Car la Chine reste totalement communiste. Le très puissant Xi a fait éliminer des universités tout enseignement de l’économie de marché. Des religieux sont encore enfermés pour la seule raison qu’ils ne veulent pas pratiquer leur religion sous le diktat de l’Etat, comme au temps du maoïsme que décrit Dai Sijie dans son magnifique roman vrai « L’Evangile selon Yong Sheng » (Editions Gallimard, Janvier 2019). Au Xinjiang, « près d’un million de Ouigours et de Kazakhs sont enfermés dans des lieux de détention qualifiés de « centre de formation professionnelle » uniquement parce qu’ils donnent des noms musulmans à leurs enfants, ou mangent hallal » (Le Monde, 26 mars 2019). En 2015, plus de 300 avocats ont été arrêtés, et certains condamnés à la prison, pour avoir défendu certains droits élémentaires. Les médias sont censurés, Internet est muselé. 60 journalistes sont derrière les barreaux pour délits de liberté d’opinion. La propagande bat son plein et la Chine s’empare de médias étrangers pour la faire résonner dans le monde, via notamment la télévision CGTN déjà installée en Afrique et aux Etats-Unis et bientôt à Londres. Les arrestations sommaires sont légion, les disparitions fréquentes, les enfermements courants… La société civile en est affaiblie. Mais quand un pays ne peut pas s’appuyer sur une société forte de sa liberté et dynamique, il est lui-même affaibli.

La Chine peut faire encore des démonstrations de force dont sont capables les tyrannies en mobilisant tous leurs moyens. Elle a des ingénieurs remarquables, de l’argent, des espions… L’URSS avait réussi ainsi à envoyer des hommes dans l’espace avant les Etats-Unis. Mais tant qu’il lui manquera la liberté, elle sera handicapée.

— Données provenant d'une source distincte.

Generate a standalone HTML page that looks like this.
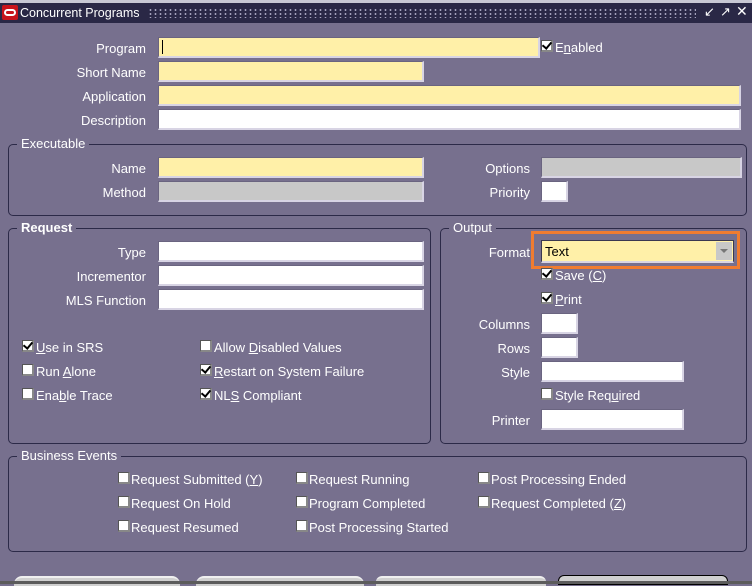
<!DOCTYPE html>
<html><head><meta charset="utf-8"><style>
*{margin:0;padding:0;box-sizing:border-box}
body{width:752px;height:584px;overflow:hidden;background:#77708e;font-family:"Liberation Sans",sans-serif;font-size:13px;color:#fff;position:relative}
.a{position:absolute}
.t{position:absolute;white-space:nowrap;line-height:14px;margin-top:1px}
.r{text-align:right}
.f{position:absolute;height:21px;border-top:1px solid #6a6480;border-left:1px solid #6a6480;border-bottom:2px solid #d8d4e4;border-right:2px solid #d8d4e4}
.y{background:#fff0a8}.g{background:#c8c8c8}.w{background:#fff}
.box{position:absolute;border:1px solid #2c2a48;border-radius:5px}
.lg{position:absolute;background:#77708e;padding:0 4px;line-height:14px;top:-8px;left:8px}
.cb{position:absolute;width:12px;height:12px;background:#fff;border-right:2px solid #888;border-bottom:2px solid #888;border-top:1px solid #555;border-left:1px solid #555}
.cb.c::after{content:"";position:absolute;left:2px;top:-1px;width:4px;height:7px;border:solid #000;border-width:0 2.5px 2.5px 0;transform:rotate(40deg)}
.cl{position:absolute;white-space:nowrap;line-height:14px;margin-top:1px}
u{text-decoration:underline}
</style></head><body>
<div class="a" style="left:0;top:0;width:752px;height:3px;background:#c8c8d4"></div>
<div class="a" style="left:0;top:3px;width:752px;height:20px;background:#2a2846"></div>
<div class="a" style="left:148px;top:8px;width:548px;height:10px;background-image:radial-gradient(#a4a2bc 1px,transparent 1.2px);background-size:5px 4px"></div>
<div class="a" style="left:2px;top:5px;width:16px;height:15px;background:#c8141c;border-radius:2px"></div>
<div class="a" style="left:4px;top:9px;width:12px;height:7px;border:2px solid #fff;border-radius:4px"></div>
<div class="t" style="left:20px;top:5px;color:#fff;font-size:12.5px">Concurrent Programs</div>
<div class="t" style="left:704px;top:4px;font-size:13px">&#8601;</div>
<div class="t" style="left:720px;top:4px;font-size:13px">&#8599;</div>
<div class="t" style="left:736px;top:3px;font-size:14px">&#10005;</div>

<div class="t r" style="right:606px;top:41px">Program</div>
<div class="f y" style="left:158px;top:37px;width:382px"></div>
<div class="a" style="left:162px;top:40px;width:1px;height:14px;background:#000"></div>
<div class="cb c" style="left:541px;top:40px"></div><div class="cl" style="left:555px;top:40px">E<u>n</u>abled</div>
<div class="t r" style="right:606px;top:65px">Short Name</div>
<div class="f y" style="left:158px;top:61px;width:266px"></div>
<div class="t r" style="right:606px;top:89px">Application</div>
<div class="f y" style="left:158px;top:85px;width:583px"></div>
<div class="t r" style="right:606px;top:113px">Description</div>
<div class="f w" style="left:158px;top:109px;width:583px"></div>

<div class="box" style="left:8px;top:144px;width:739px;height:72px"><div class="lg">Executable</div></div>
<div class="t r" style="right:606px;top:161px">Name</div>
<div class="f y" style="left:158px;top:157px;width:266px"></div>
<div class="t r" style="right:606px;top:185px">Method</div>
<div class="f g" style="left:158px;top:181px;width:266px"></div>
<div class="t r" style="right:222px;top:161px">Options</div>
<div class="f g" style="left:541px;top:157px;width:201px"></div>
<div class="t r" style="right:222px;top:185px">Priority</div>
<div class="f w" style="left:541px;top:181px;width:27px"></div>

<div class="box" style="left:8px;top:228px;width:423px;height:216px"><div class="lg" style="font-weight:bold">Request</div></div>
<div class="t r" style="right:606px;top:245px">Type</div>
<div class="f w" style="left:158px;top:241px;width:266px"></div>
<div class="t r" style="right:606px;top:269px">Incrementor</div>
<div class="f w" style="left:158px;top:265px;width:266px"></div>
<div class="t r" style="right:606px;top:293px">MLS Function</div>
<div class="f w" style="left:158px;top:289px;width:266px"></div>
<div class="cb c" style="left:22px;top:340px"></div><div class="cl" style="left:36px;top:340px"><u>U</u>se in SRS</div>
<div class="cb" style="left:22px;top:364px"></div><div class="cl" style="left:36px;top:364px">Run <u>A</u>lone</div>
<div class="cb" style="left:22px;top:388px"></div><div class="cl" style="left:36px;top:388px">Ena<u>b</u>le Trace</div>
<div class="cb" style="left:200px;top:340px"></div><div class="cl" style="left:214px;top:340px">Allow <u>D</u>isabled Values</div>
<div class="cb c" style="left:200px;top:364px"></div><div class="cl" style="left:214px;top:364px"><u>R</u>estart on System Failure</div>
<div class="cb c" style="left:200px;top:388px"></div><div class="cl" style="left:214px;top:388px">NL<u>S</u> Compliant</div>

<div class="box" style="left:440px;top:228px;width:307px;height:216px"><div class="lg">Output</div></div>
<div class="t r" style="right:222px;top:245px">Format</div>
<div class="a" style="left:531px;top:231px;width:209px;height:38px;border:3px solid #f07c30"></div>
<div class="f y" style="left:541px;top:240px;width:193px;height:23px;border:1px solid #3a3850;border-bottom:2px solid #d8d4e4"></div>
<div class="t" style="left:545px;top:244px;color:#000">Text</div>
<div class="a" style="left:716px;top:242px;width:16px;height:18px;background:#c8c8c8"></div>
<div class="a" style="left:720px;top:249px;border-left:4px solid transparent;border-right:4px solid transparent;border-top:4px solid #777"></div>
<div class="cb c" style="left:541px;top:268px"></div><div class="cl" style="left:555px;top:268px">Save (<u>C</u>)</div>
<div class="cb c" style="left:541px;top:292px"></div><div class="cl" style="left:555px;top:292px"><u>P</u>rint</div>
<div class="t r" style="right:222px;top:317px">Columns</div>
<div class="f w" style="left:541px;top:313px;width:37px"></div>
<div class="t r" style="right:222px;top:341px">Rows</div>
<div class="f w" style="left:541px;top:337px;width:37px"></div>
<div class="t r" style="right:222px;top:365px">Style</div>
<div class="f w" style="left:541px;top:361px;width:143px"></div>
<div class="cb" style="left:541px;top:388px"></div><div class="cl" style="left:555px;top:388px">Style Req<u>u</u>ired</div>
<div class="t r" style="right:222px;top:413px">Printer</div>
<div class="f w" style="left:541px;top:409px;width:143px"></div>

<div class="box" style="left:8px;top:456px;width:739px;height:96px"><div class="lg">Business Events</div></div>
<div class="cb" style="left:118px;top:472px"></div><div class="cl" style="left:131px;top:472px">Request Submitted (<u>Y</u>)</div>
<div class="cb" style="left:118px;top:496px"></div><div class="cl" style="left:131px;top:496px">Request On Hold</div>
<div class="cb" style="left:118px;top:520px"></div><div class="cl" style="left:131px;top:520px">Request Resumed</div>
<div class="cb" style="left:296px;top:472px"></div><div class="cl" style="left:309px;top:472px">Request Running</div>
<div class="cb" style="left:296px;top:496px"></div><div class="cl" style="left:309px;top:496px">Program Completed</div>
<div class="cb" style="left:296px;top:520px"></div><div class="cl" style="left:309px;top:520px">Post Processing Started</div>
<div class="cb" style="left:478px;top:472px"></div><div class="cl" style="left:491px;top:472px">Post Processing Ended</div>
<div class="cb" style="left:478px;top:496px"></div><div class="cl" style="left:491px;top:496px">Request Completed (<u>Z</u>)</div>

<div class="a" style="left:14px;top:576px;width:166px;height:10px;background:#d0d0d0;border-top:2px solid #f0f0f0;border-radius:8px 8px 0 0"></div>
<div class="a" style="left:196px;top:576px;width:168px;height:10px;background:#d0d0d0;border-top:2px solid #f0f0f0;border-radius:8px 8px 0 0"></div>
<div class="a" style="left:376px;top:576px;width:170px;height:10px;background:#d0d0d0;border-top:2px solid #f0f0f0;border-radius:6px 6px 0 0"></div>
<div class="a" style="left:558px;top:575px;width:170px;height:10px;background:#d0d0d0;border:1px solid #000;border-radius:6px 6px 0 0"></div>
<div class="a" style="left:0;top:581px;width:752px;height:3px;background:#5c5c5c"></div>
</body></html>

Surendettée, surchargée de trop d’entreprises déficitaires soutenues à bout de bras, minée par les querelles internes qui agitent le PCC, noyée dans ses règlementations surabondantes, dévitalisée par l’embrigadement qu’elle fait régner, vieillissant à vive allure, la Chine centralisée peut-elle dominer longtemps un monde qui exige la plus grande réactivité possible, une agilité permanente dans l’adaptation aux besoins ? Comme toujours dans les organisations collectivisées, la corruption y gangrène l’Etat et d’abord le PCC. Plus d’1,1 million de membres du Parti communiste ont été sanctionnés pour ce motif entre 2012 et 2017, dont 8 000 des propres inspecteurs du Parti. Et si la Chine représente une vieille civilisation, il faut aussi observer qu’elle s’est souvent montrée incapable dans le passé de faire fructifier son inventivité : la boussole, la poudre, le papier… De même qu’à défaut d’un esprit de synthèse suffisant, elle a gardé un alphabet incompatible avec le monde moderne quand l’Occident depuis 2 500 ans réussit à écrire avec à peine plus de vingt lettres. Les empires autocratiques et arbitraires meurent toujours d’ankylose et de pourrissement interne. Il leur manque le ressort, la créativité et la réactivité de la liberté.

Restons donc vigilants sans nous livrer pieds et poings liés à ce fragile tyran qui n’a pas compris que la liberté a été le secret du développement de l’Occident. Et revenons à nos fondamentaux plutôt que de vouloir le copier pour nous défendre de son agitation. La liberté rend fort alors que la soumission abaisse toujours.